For a ranch LLC, the operating agreement would typically address grazing rights, water rights, easement compliance obligations, and what happens if a member wants to sell their interest. None of that information is available to the public unless it surfaces in litigation or a member voluntarily discloses it.
LLC members generally are not personally liable for the company’s debts or legal judgments. But this protection is not absolute. Arizona courts can “pierce the corporate veil” and hold individual members personally liable when the LLC is not operated as a genuinely separate entity. Courts look at several factors when making this determination: whether the owner mixed personal and business funds, whether the LLC was properly funded when it was formed, whether the company maintained adequate records and formalities, and whether any fraud or misrepresentation was involved.
For a ranch operation holding thousands of acres under conservation easement, the practical risk is that sloppy recordkeeping or commingling of ranch income with personal accounts could expose individual members to personal liability in a lawsuit. This is where most land-based LLCs get into trouble. The protection is real, but it requires ongoing discipline. Failing to maintain a separate bank account, skipping annual filings, or signing contracts in your own name instead of the LLC’s name can all erode the liability shield over time.
The Corporate Transparency Act, passed in 2021, originally required most LLCs to report their beneficial owners to FinCEN, a bureau within the Treasury Department.

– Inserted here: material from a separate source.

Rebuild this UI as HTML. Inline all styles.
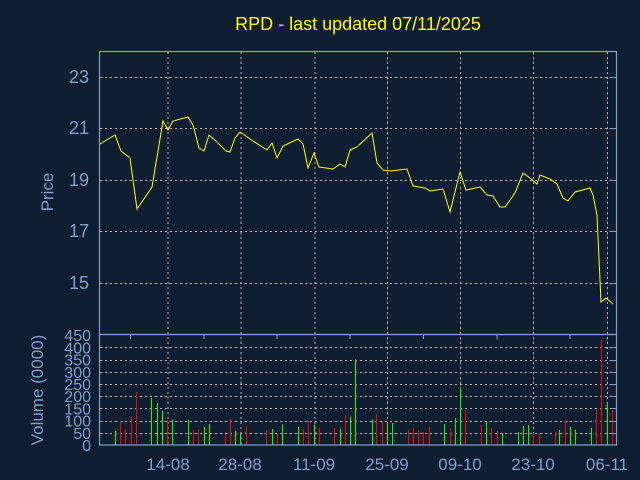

However, as of March 2025, FinCEN issued an interim final rule exempting all entities formed in the United States from these reporting requirements. Only foreign entities registered to do business in the U.S. are currently required to file beneficial ownership reports.9FinCEN. Beneficial Ownership Information Reporting FinCEN has also stated it will not enforce any reporting penalties against U.S. citizens or domestic companies. This means a domestic ranch LLC would not currently need to file ownership disclosures with the federal government under the CTA.
On the tax side, most multi-member LLCs are treated as partnerships for federal income tax purposes. The LLC itself doesn’t pay income tax. Instead, profits and losses pass through to each member’s individual tax return. The LLC files an informational return (Form 1065), and each member receives a Schedule K-1 showing their share of income. Members may also qualify for the qualified business income deduction, which allows a deduction of up to 20 percent on pass-through income. Agricultural LLCs with significant income should also be aware that members typically owe self-employment tax on their share of the LLC’s earnings.